Verilen diğer Yanki örnek ise, farkına varılmaksızın kastı aşan kusur olmuş:
Her ikisinde de, yönetim ajanlarına ihanet eder. Bond’da ise bu, yoğun kuşku biçimindedir.
Bu türden merkezin ajanlarına ihaneti, yine daha 1970’lerde yaşanan reel ve mahkemelere taşınmış örneklerle doludur.
+
Toparlama ve çıkış:
Nedense, kimsenin aklına Fleming-Le Carre / Bond-Smiley karşılaştırması yahmak gelmiyor.
Bizce asıl irdelemler o alanda, çünkü MI5 / MI6, tıpkı Smiley dizisinde olduğu gibi, 4 kare ası hain çıkan birer kurumdur ve en önemlisi 5. as hiç yakalanamadı, çünkü diğerleri o yakalanmasın diye, hep kendilerini feda ettiler.
Daha da ironik örnek şu:
İlk deşifre olan ve kaçan Philby, zamanında kendisi deşifre olmamak için, Rosenbergler’i deşifre eder (ki onlar da elektrikli sandalyede infaz edilmişlerdir). Kendisinin deşifreliğini ise olağan sayar.
Ek:
1990 sonrasında Batı’nın ve kapitalizmin yeni düşmanı olarak eski reel sosyalizmin yerini al(dırıl)an İslam’ın ruhunu ise, her 2 karakter de bir türlü yakalayamaz.

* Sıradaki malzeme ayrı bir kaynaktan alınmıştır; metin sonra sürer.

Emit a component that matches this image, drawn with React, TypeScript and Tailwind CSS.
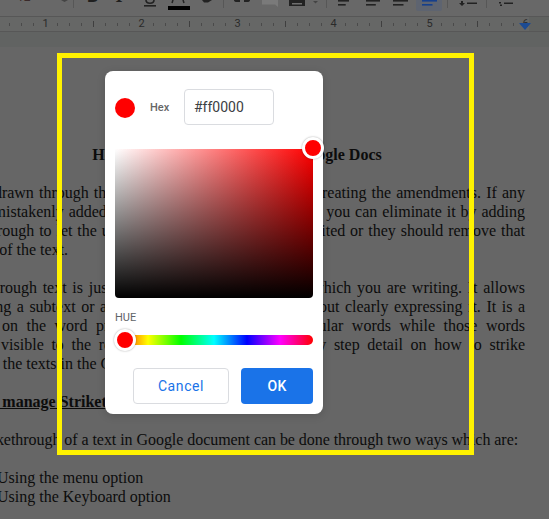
const Sep = ({ ml }: { ml: string }) => <div className={`${ml} h-[8px] w-px shrink-0 bg-[#575757]`} />;

const Bars = ({ c = "#222", w = 14 }: { c?: string; w?: number }) => (
  <svg width={w} height="6" viewBox={`0 0 ${w} 6`} className="shrink-0">
    <rect x="0" y="0" width={w} height="1.6" fill={c} />
    <rect x="0" y="4" width={w * 0.7} height="1.6" fill={c} />
  </svg>
);

function Toolbar() {
  return (
    <div className="flex h-[17px] items-start overflow-hidden border-b border-[#575757] bg-[#686868] font-['Roboto',sans-serif] text-[#1f1f1f]">
      <span className="ml-[17px] -mt-[10px] w-[12px] text-[12px] leading-[14px] text-[#3a2a2a]">12</span>
      <svg width="7" height="3" className="ml-[32px] shrink-0"><path d="M0 0h7L3.5 2z" fill="#444" /></svg>
      <Sep ml="ml-[5px]" />
      <span className="ml-[13px] -mt-[11px] w-[11px] text-[18px] font-bold leading-[14px]">B</span>
      <span className="ml-[16px] -mt-[11px] w-[10px] text-center font-['Liberation_Serif',serif] text-[18px] font-bold leading-[14px]">I</span>
      <svg width="12" height="7" className="ml-[20px] shrink-0">
        <path d="M2 0c0 2.500 1.500 3.200 4 3.200S10 2.500 10 0" fill="none" stroke="#222" strokeWidth="1.600" />
        <rect y="5" width="12" height="1.600" fill="#222" />
      </svg>
      <svg width="22" height="10" className="ml-[12px] shrink-0">
        <path d="M5 0l-1 3M15 0l1 3" stroke="#222" strokeWidth="1.500" />
        <rect y="6" width="22" height="4" fill="#000" />
      </svg>
      <svg width="10" height="3" className="ml-[12px] shrink-0"><path d="M0 0h10L6 2.500H2z" fill="#222" /></svg>
      <Sep ml="ml-[11px]" />
      <svg width="18" height="3" className="ml-[9px] shrink-0"><path d="M1 0c0 1.500 1 2 3 2h3V0M17 0c0 1.500-1 2-3 2h-3V0" fill="#222" /></svg>
      <svg width="16" height="7" className="ml-[11px] shrink-0"><path d="M0 0h16v7l-3-2.500H0z" fill="#7a7a7a" /></svg>
      <svg width="16" height="6" className="ml-[11px] shrink-0"><path d="M0 0h16v6H0z" fill="#222" /><path d="M3 3h10v1.500H3z" fill="#6e6e6e" /></svg>
      <svg width="5" height="3" className="ml-[8px] mt-[1px] shrink-0"><path d="M0 0h5L2.500 2.500z" fill="#444" /></svg>
      <Sep ml="ml-[8px]" />
      <div className="ml-[11px] shrink-0"><Bars w={11} /></div>
      <div className="ml-[17px] flex w-[14px] shrink-0 flex-col items-center"><Bars w={14} /></div>
      <div className="ml-[13px] shrink-0"><Bars w={15} /></div>
      <div className="ml-[8px] flex h-[11px] w-[26px] shrink-0 justify-center rounded-b-[2px] bg-[#5e6470]">
        <Bars c="#16408c" w={15} />
      </div>
      <Sep ml="ml-[5px]" />
      <svg width="18" height="5" className="ml-[11px] mt-[1px] shrink-0"><path d="M2 0h2v2h2L3 5 0 2h2zM8 1.500h10v1.600H8z" fill="#222" /></svg>
      <Sep ml="ml-[9px]" />
      <svg width="14" height="5" className="ml-[12px] mt-[1px] shrink-0"><path d="M0 1h2v1.600H0zM1 3.500h2V5H1zM5 1.500h9v1.600H5z" fill="#222" /></svg>
    </div>
  );
}

const Slot = ({ major = false }: { major?: boolean }) => (
  <div className="flex w-[12px] shrink-0 items-center justify-end">
    <div className={major ? "h-[6px] w-px bg-[#3f3f3f]" : "h-[3px] w-px bg-[#4a4a4a]"} />
  </div>
);

function Inch({ n }: { n: number }) {
  return (
    <div className="flex w-[96px] shrink-0 items-center">
      <Slot /><Slot /><Slot />
      <div className="flex w-[12px] shrink-0 justify-end">
        <span className="-mr-[6px] w-[12px] text-center text-[11px] leading-[12px] text-[#2a2a2a]">{n}</span>
      </div>
      <Slot /><Slot /><Slot /><Slot major />
    </div>
  );
}

function Ruler() {
  return (
    <div className="relative flex h-[15px] items-center overflow-hidden border-b border-[#575757] bg-[#666766] font-['Roboto',sans-serif]">
      <div className="-ml-[2.500px] flex">
        {[1, 2, 3, 4, 5, 6].map((n) => <Inch key={n} n={n} />)}
      </div>
      <div className="absolute right-0 top-0 h-[14px] w-[20px] bg-[#606260]" />
      <svg width="12" height="7" className="absolute left-[519px] top-[6px]"><path d="M0 0h12L6 7z" fill="#1c4b93" /></svg>
    </div>
  );
}

const J = ({ children }: { children: React.ReactNode }) => (
  <p className="[text-align-last:justify]">{children}</p>
);

function Doc() {
  return (
    <div className="-ml-[51px] w-[576px] pt-[98px] text-justify font-['Liberation_Serif',serif] text-[16px] leading-[19px] text-[#0c0c0c]">
      <h2 className="mb-[19px] text-center font-bold">How to Strikethrough Text in Google Docs</h2>
      <div className="mb-[19px]">
        <J>A line drawn through the text. It is generally useful for creating the amendments. If any</J>
        <J>text is mistakenly added to your Google documents, then you can eliminate it by adding</J>
        <J>strikethrough to let the user know that all the text was edited or they should remove that</J>
        <p>portion of the text.</p>
      </div>
      <div className="mb-[19px]">
        <J>Strikethrough text is just like a line on all the texts in which you are writing. It allows</J>
        <J>providing a subtext or a meaning to the whole text without clearly expressing it. It is a</J>
        <J>feature on the word processor that crosses out particular words while those words</J>
        <J>remain visible to the readers. Here we see the step by step detail on how to strike</J>
        <p>through the texts in the Google Docs.</p>
      </div>
      <p className="mb-[19px] font-bold underline">How to manage Strikethrough text in Google Docs</p>
      <p className="-ml-[2px] mb-[19px] tracking-[-0.05px]">The strikethrough of a text in Google document can be done through two ways which are:</p>
      <ol className="list-decimal pl-[48px]">
        <li>Using the menu option</li>
        <li>Using the Keyboard option</li>
      </ol>
    </div>
  );
}

const Handle = ({ pos }: { pos: string }) => (
  <div className={`absolute box-content size-[16px] rounded-full border-[3px] border-white bg-[#ff0000] shadow-[0_0_2px_rgba(0,0,0,0.35)] ${pos}`} />
);

function Dialog() {
  return (
    <div className="absolute left-[105px] top-[71px] h-[343px] w-[218px] rounded-[8px] bg-white px-[10px] pt-[18px] font-['Roboto',sans-serif] shadow-[0_2px_8px_rgba(0,0,0,0.15)]">
      <div className="flex h-[36px] items-center">
        <div className="mt-[2px] size-[20px] rounded-full bg-[#ff0000]" />
        <span className="ml-[15px] mt-[2px] w-[34px] text-[11px] font-medium text-[#666666]">Hex</span>
        <div className="flex h-[36px] w-[90px] items-center rounded-[4px] border border-[#dadce0] pl-[9px] text-[14px] text-[#3c4043]">#ff0000</div>
      </div>
      <div className="relative mt-[24px] h-[149px] rounded-b-[4px] bg-[linear-gradient(to_bottom,transparent,#000),linear-gradient(to_right,#fff,#f00)]">
        <Handle pos="-right-[11px] -top-[12px]" />
      </div>
      <div className="mt-[13px] text-[11px] leading-[14px] text-[#5f6368]">HUE</div>
      <div className="relative mt-[10px] h-[10px] rounded-full bg-[linear-gradient(to_right,#f00,#ff0,#0f0,#0ff,#00f,#f0f,#f00)]">
        <Handle pos="-left-[1px] -top-[6px]" />
      </div>
      <div className="mt-[23px] flex justify-end gap-[12px]">
        <button className="h-[36px] w-[96px] rounded-[4px] border border-[#dadce0] bg-white text-[14px] font-normal tracking-[0.6px] text-[#1a73e8]">Cancel</button>
        <button className="h-[36px] w-[72px] rounded-[4px] bg-[#1a73e8] text-[14px] font-medium tracking-[0.25px] text-white">OK</button>
      </div>
    </div>
  );
}

export default function App() {
  return (
    <div className="relative h-[519px] w-[549px] overflow-hidden bg-[#666666]">
      <Toolbar />
      <Ruler />
      <div className="h-[15px] bg-[#616362]" />
      <Doc />
      <div className="absolute left-[57px] top-[53px] h-[402px] w-[417px] border-[5px] border-[#fff200]" />
      <Dialog />
    </div>
  );
}
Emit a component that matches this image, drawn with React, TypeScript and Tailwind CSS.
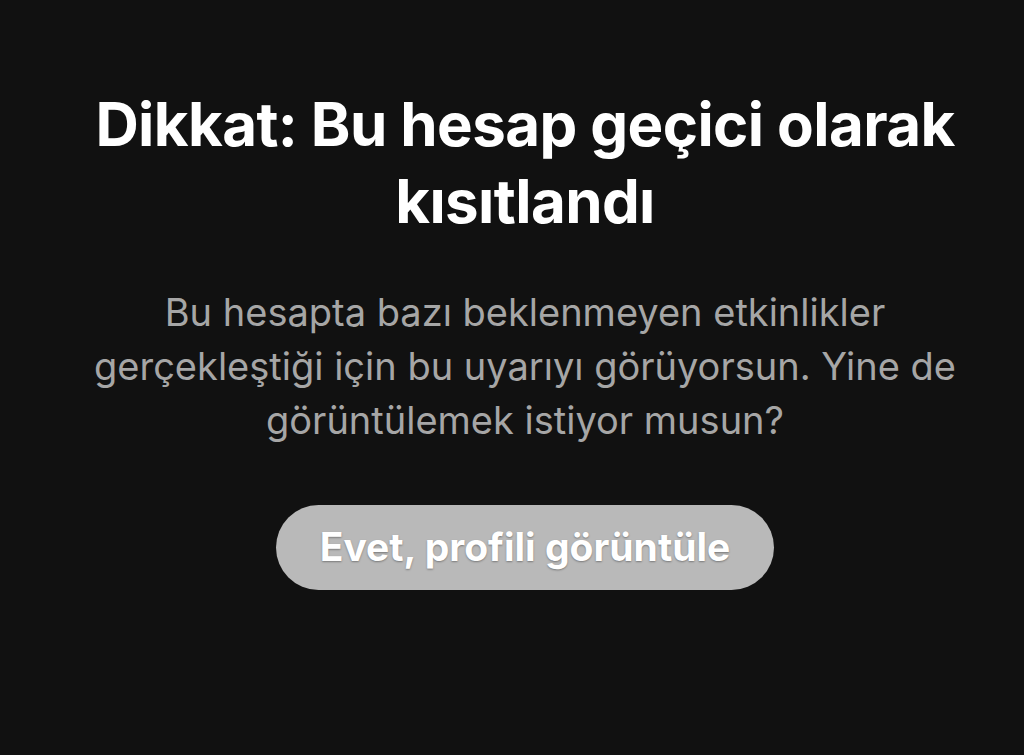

Sonuç olarak görüldüğü üzere, ağaca bakarken ormanı, ormana bakarken ağacı gözardı etmezseniz, casusluk romanları ve filmleri, popüler kültür ürünleri içinde, özel yer tutarak, çok özgün estetiko-politik okumalara maruz bırakılabilir.